GIVEN INSTRUCTION: Search the material and gather each line with "table" in it.
=-=-=-=-=
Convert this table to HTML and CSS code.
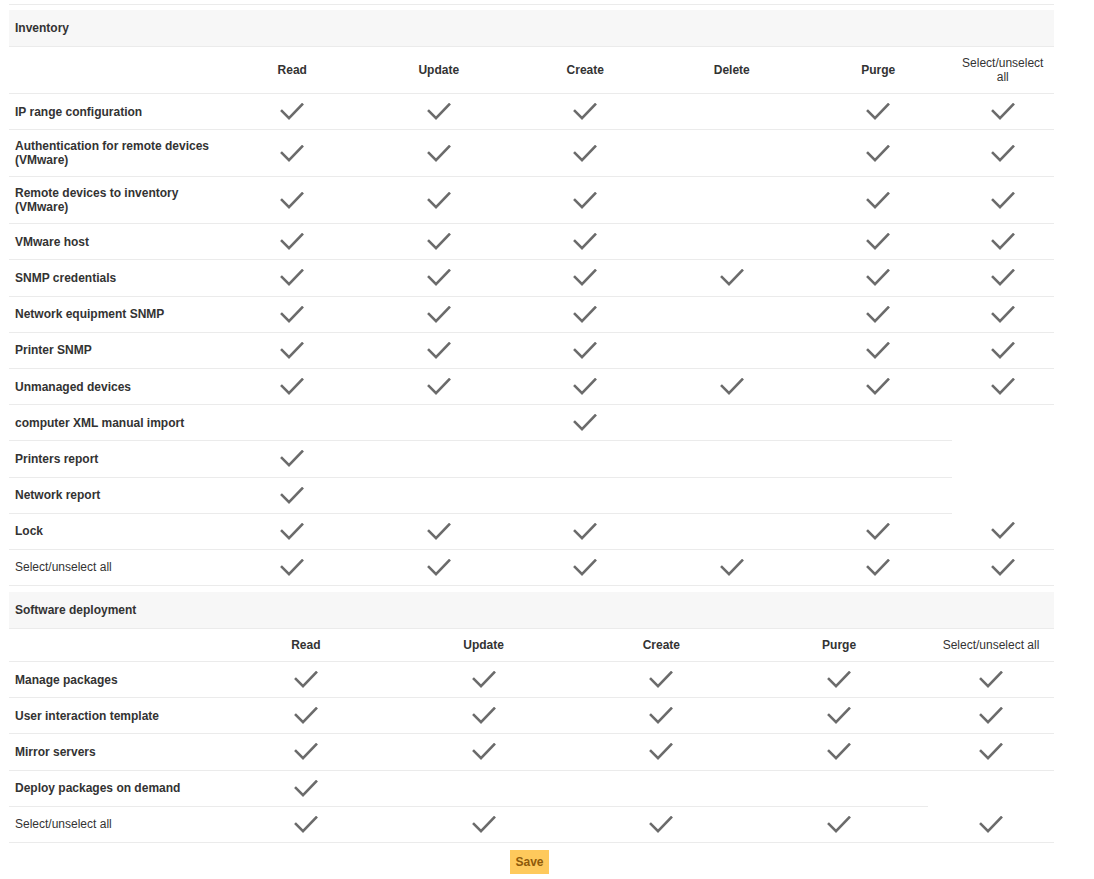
FILE: index.html
```html
<!DOCTYPE html>
<html>
<head>
<meta charset="utf-8">
<link rel="stylesheet" href="styles.css">
</head>
<body>
<div class="page">
  <div class="prev-end"></div>

  <table class="rights inv">
    <colgroup>
      <col class="c-label-inv"><col class="c-inv"><col class="c-inv"><col class="c-inv"><col class="c-inv"><col class="c-inv"><col>
    </colgroup>
    <tr class="section"><th colspan="7">Inventory</th></tr>
    <tr class="heads">
      <th></th><th>Read</th><th>Update</th><th>Create</th><th>Delete</th><th>Purge</th><th class="all">Select/unselect all</th>
    </tr>
    <tr><td class="label">IP range configuration</td><td class="ck"><svg class="check" viewBox="0 0 24 17"><polyline points="1,7 9,15 23,0.5"/></svg></td><td class="ck"><svg class="check" viewBox="0 0 24 17"><polyline points="1,7 9,15 23,0.5"/></svg></td><td class="ck"><svg class="check" viewBox="0 0 24 17"><polyline points="1,7 9,15 23,0.5"/></svg></td><td class="ck"></td><td class="ck"><svg class="check" viewBox="0 0 24 17"><polyline points="1,7 9,15 23,0.5"/></svg></td><td class="ck"><svg class="check" viewBox="0 0 24 17"><polyline points="1,7 9,15 23,0.5"/></svg></td></tr>
    <tr><td class="label">Authentication for remote devices (VMware)</td><td class="ck"><svg class="check" viewBox="0 0 24 17"><polyline points="1,7 9,15 23,0.5"/></svg></td><td class="ck"><svg class="check" viewBox="0 0 24 17"><polyline points="1,7 9,15 23,0.5"/></svg></td><td class="ck"><svg class="check" viewBox="0 0 24 17"><polyline points="1,7 9,15 23,0.5"/></svg></td><td class="ck"></td><td class="ck"><svg class="check" viewBox="0 0 24 17"><polyline points="1,7 9,15 23,0.5"/></svg></td><td class="ck"><svg class="check" viewBox="0 0 24 17"><polyline points="1,7 9,15 23,0.5"/></svg></td></tr>
    <tr><td class="label">Remote devices to inventory (VMware)</td><td class="ck"><svg class="check" viewBox="0 0 24 17"><polyline points="1,7 9,15 23,0.5"/></svg></td><td class="ck"><svg class="check" viewBox="0 0 24 17"><polyline points="1,7 9,15 23,0.5"/></svg></td><td class="ck"><svg class="check" viewBox="0 0 24 17"><polyline points="1,7 9,15 23,0.5"/></svg></td><td class="ck"></td><td class="ck"><svg class="check" viewBox="0 0 24 17"><polyline points="1,7 9,15 23,0.5"/></svg></td><td class="ck"><svg class="check" viewBox="0 0 24 17"><polyline points="1,7 9,15 23,0.5"/></svg></td></tr>
    <tr><td class="label">VMware host</td><td class="ck"><svg class="check" viewBox="0 0 24 17"><polyline points="1,7 9,15 23,0.5"/></svg></td><td class="ck"><svg class="check" viewBox="0 0 24 17"><polyline points="1,7 9,15 23,0.5"/></svg></td><td class="ck"><svg class="check" viewBox="0 0 24 17"><polyline points="1,7 9,15 23,0.5"/></svg></td><td class="ck"></td><td class="ck"><svg class="check" viewBox="0 0 24 17"><polyline points="1,7 9,15 23,0.5"/></svg></td><td class="ck"><svg class="check" viewBox="0 0 24 17"><polyline points="1,7 9,15 23,0.5"/></svg></td></tr>
    <tr><td class="label">SNMP credentials</td><td class="ck"><svg class="check" viewBox="0 0 24 17"><polyline points="1,7 9,15 23,0.5"/></svg></td><td class="ck"><svg class="check" viewBox="0 0 24 17"><polyline points="1,7 9,15 23,0.5"/></svg></td><td class="ck"><svg class="check" viewBox="0 0 24 17"><polyline points="1,7 9,15 23,0.5"/></svg></td><td class="ck"><svg class="check" viewBox="0 0 24 17"><polyline points="1,7 9,15 23,0.5"/></svg></td><td class="ck"><svg class="check" viewBox="0 0 24 17"><polyline points="1,7 9,15 23,0.5"/></svg></td><td class="ck"><svg class="check" viewBox="0 0 24 17"><polyline points="1,7 9,15 23,0.5"/></svg></td></tr>
    <tr><td class="label">Network equipment SNMP</td><td class="ck"><svg class="check" viewBox="0 0 24 17"><polyline points="1,7 9,15 23,0.5"/></svg></td><td class="ck"><svg class="check" viewBox="0 0 24 17"><polyline points="1,7 9,15 23,0.5"/></svg></td><td class="ck"><svg class="check" viewBox="0 0 24 17"><polyline points="1,7 9,15 23,0.5"/></svg></td><td class="ck"></td><td class="ck"><svg class="check" viewBox="0 0 24 17"><polyline points="1,7 9,15 23,0.5"/></svg></td><td class="ck"><svg class="check" viewBox="0 0 24 17"><polyline points="1,7 9,15 23,0.5"/></svg></td></tr>
    <tr><td class="label">Printer SNMP</td><td class="ck"><svg class="check" viewBox="0 0 24 17"><polyline points="1,7 9,15 23,0.5"/></svg></td><td class="ck"><svg class="check" viewBox="0 0 24 17"><polyline points="1,7 9,15 23,0.5"/></svg></td><td class="ck"><svg class="check" viewBox="0 0 24 17"><polyline points="1,7 9,15 23,0.5"/></svg></td><td class="ck"></td><td class="ck"><svg class="check" viewBox="0 0 24 17"><polyline points="1,7 9,15 23,0.5"/></svg></td><td class="ck"><svg class="check" viewBox="0 0 24 17"><polyline points="1,7 9,15 23,0.5"/></svg></td></tr>
    <tr><td class="label">Unmanaged devices</td><td class="ck"><svg class="check" viewBox="0 0 24 17"><polyline points="1,7 9,15 23,0.5"/></svg></td><td class="ck"><svg class="check" viewBox="0 0 24 17"><polyline points="1,7 9,15 23,0.5"/></svg></td><td class="ck"><svg class="check" viewBox="0 0 24 17"><polyline points="1,7 9,15 23,0.5"/></svg></td><td class="ck"><svg class="check" viewBox="0 0 24 17"><polyline points="1,7 9,15 23,0.5"/></svg></td><td class="ck"><svg class="check" viewBox="0 0 24 17"><polyline points="1,7 9,15 23,0.5"/></svg></td><td class="ck"><svg class="check" viewBox="0 0 24 17"><polyline points="1,7 9,15 23,0.5"/></svg></td></tr>
    <tr><td class="label">computer XML manual import</td><td class="ck"></td><td class="ck"></td><td class="ck"><svg class="check" viewBox="0 0 24 17"><polyline points="1,7 9,15 23,0.5"/></svg></td><td class="ck"></td><td class="ck"></td></tr>
    <tr><td class="label">Printers report</td><td class="ck"><svg class="check" viewBox="0 0 24 17"><polyline points="1,7 9,15 23,0.5"/></svg></td><td class="ck"></td><td class="ck"></td><td class="ck"></td><td class="ck"></td></tr>
    <tr><td class="label">Network report</td><td class="ck"><svg class="check" viewBox="0 0 24 17"><polyline points="1,7 9,15 23,0.5"/></svg></td><td class="ck"></td><td class="ck"></td><td class="ck"></td><td class="ck"></td></tr>
    <tr><td class="label">Lock</td><td class="ck"><svg class="check" viewBox="0 0 24 17"><polyline points="1,7 9,15 23,0.5"/></svg></td><td class="ck"><svg class="check" viewBox="0 0 24 17"><polyline points="1,7 9,15 23,0.5"/></svg></td><td class="ck"><svg class="check" viewBox="0 0 24 17"><polyline points="1,7 9,15 23,0.5"/></svg></td><td class="ck"></td><td class="ck"><svg class="check" viewBox="0 0 24 17"><polyline points="1,7 9,15 23,0.5"/></svg></td><td class="ck"><svg class="check" viewBox="0 0 24 17"><polyline points="1,7 9,15 23,0.5"/></svg></td></tr>
    <tr><td class="label normal">Select/unselect all</td><td class="ck"><svg class="check" viewBox="0 0 24 17"><polyline points="1,7 9,15 23,0.5"/></svg></td><td class="ck"><svg class="check" viewBox="0 0 24 17"><polyline points="1,7 9,15 23,0.5"/></svg></td><td class="ck"><svg class="check" viewBox="0 0 24 17"><polyline points="1,7 9,15 23,0.5"/></svg></td><td class="ck"><svg class="check" viewBox="0 0 24 17"><polyline points="1,7 9,15 23,0.5"/></svg></td><td class="ck"><svg class="check" viewBox="0 0 24 17"><polyline points="1,7 9,15 23,0.5"/></svg></td><td class="ck"><svg class="check" viewBox="0 0 24 17"><polyline points="1,7 9,15 23,0.5"/></svg></td></tr>
  </table>

  <table class="rights soft">
    <colgroup>
      <col class="c-label-soft"><col class="c-soft"><col class="c-soft"><col class="c-soft"><col class="c-soft"><col>
    </colgroup>
    <tr class="section"><th colspan="6">Software deployment</th></tr>
    <tr class="heads">
      <th></th><th>Read</th><th>Update</th><th>Create</th><th>Purge</th><th class="all">Select/unselect all</th>
    </tr>
    <tr><td class="label">Manage packages</td><td class="ck"><svg class="check" viewBox="0 0 24 17"><polyline points="1,7 9,15 23,0.5"/></svg></td><td class="ck"><svg class="check" viewBox="0 0 24 17"><polyline points="1,7 9,15 23,0.5"/></svg></td><td class="ck"><svg class="check" viewBox="0 0 24 17"><polyline points="1,7 9,15 23,0.5"/></svg></td><td class="ck"><svg class="check" viewBox="0 0 24 17"><polyline points="1,7 9,15 23,0.5"/></svg></td><td class="ck"><svg class="check" viewBox="0 0 24 17"><polyline points="1,7 9,15 23,0.5"/></svg></td></tr>
    <tr><td class="label">User interaction template</td><td class="ck"><svg class="check" viewBox="0 0 24 17"><polyline points="1,7 9,15 23,0.5"/></svg></td><td class="ck"><svg class="check" viewBox="0 0 24 17"><polyline points="1,7 9,15 23,0.5"/></svg></td><td class="ck"><svg class="check" viewBox="0 0 24 17"><polyline points="1,7 9,15 23,0.5"/></svg></td><td class="ck"><svg class="check" viewBox="0 0 24 17"><polyline points="1,7 9,15 23,0.5"/></svg></td><td class="ck"><svg class="check" viewBox="0 0 24 17"><polyline points="1,7 9,15 23,0.5"/></svg></td></tr>
    <tr><td class="label">Mirror servers</td><td class="ck"><svg class="check" viewBox="0 0 24 17"><polyline points="1,7 9,15 23,0.5"/></svg></td><td class="ck"><svg class="check" viewBox="0 0 24 17"><polyline points="1,7 9,15 23,0.5"/></svg></td><td class="ck"><svg class="check" viewBox="0 0 24 17"><polyline points="1,7 9,15 23,0.5"/></svg></td><td class="ck"><svg class="check" viewBox="0 0 24 17"><polyline points="1,7 9,15 23,0.5"/></svg></td><td class="ck"><svg class="check" viewBox="0 0 24 17"><polyline points="1,7 9,15 23,0.5"/></svg></td></tr>
    <tr><td class="label">Deploy packages on demand</td><td class="ck"><svg class="check" viewBox="0 0 24 17"><polyline points="1,7 9,15 23,0.5"/></svg></td><td class="ck"></td><td class="ck"></td><td class="ck"></td></tr>
    <tr><td class="label normal">Select/unselect all</td><td class="ck"><svg class="check" viewBox="0 0 24 17"><polyline points="1,7 9,15 23,0.5"/></svg></td><td class="ck"><svg class="check" viewBox="0 0 24 17"><polyline points="1,7 9,15 23,0.5"/></svg></td><td class="ck"><svg class="check" viewBox="0 0 24 17"><polyline points="1,7 9,15 23,0.5"/></svg></td><td class="ck"><svg class="check" viewBox="0 0 24 17"><polyline points="1,7 9,15 23,0.5"/></svg></td><td class="ck"><svg class="check" viewBox="0 0 24 17"><polyline points="1,7 9,15 23,0.5"/></svg></td></tr>
  </table>

  <div class="actions"><button class="save" type="button">Save</button></div>
</div>
</body>
</html>
```

FILE: styles.css
```css
html, body {
  margin: 0;
  padding: 0;
  background: #ffffff;
}

body {
  font-family: "Liberation Sans", Arial, sans-serif;
  font-size: 12px;
  color: #333333;
}

.page {
  width: 1045px;
  padding-left: 9px;
}

.prev-end {
  height: 4px;
  border-bottom: 1px solid #ebebeb;
}

.rights {
  width: 1045px;
  table-layout: fixed;
  border-collapse: collapse;
  border-spacing: 0;
}

.inv {
  margin-top: 5px;
}

.soft {
  margin-top: 6px;
}

.c-label-inv { width: 210px; }
.c-inv { width: 146.5px; }
.c-label-soft { width: 208px; }
.c-soft { width: 177.75px; }

.rights th,
.rights td {
  padding: 9px 6px;
  line-height: 14px;
  border-bottom: 1px solid #ebebeb;
  vertical-align: middle;
}

.section th {
  background: #f7f7f7;
  text-align: left;
  font-weight: bold;
  padding: 11px 6px;
}

.heads th {
  text-align: center;
  font-weight: bold;
}

.heads th.all {
  font-weight: normal;
  padding-left: 8px;
  padding-right: 8px;
}

.label {
  font-weight: bold;
  text-align: left;
}

.label.normal {
  font-weight: normal;
}

.ck {
  text-align: center;
}

.check {
  display: block;
  width: 24px;
  height: 17.2px;
  margin: 0 auto;
}

.check polyline {
  fill: none;
  stroke: #6b6b6b;
  stroke-width: 2.6;
  stroke-linecap: butt;
  stroke-linejoin: miter;
}

.actions {
  display: flex;
  justify-content: center;
  padding-top: 7px;
  padding-right: 4px;
}

.save {
  height: 24px;
  padding: 0 5px;
  border: none;
  background: #fec95c;
  color: #8f5a0a;
  font-family: "Liberation Sans", Arial, sans-serif;
  font-size: 12px;
  font-weight: bold;
  cursor: pointer;
}
```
=-=-=-=-=
TASK RESPONSE:
Convert this table to HTML and CSS code.
  <table class="rights inv">
  </table>
  <table class="rights soft">
  </table>
  table-layout: fixed;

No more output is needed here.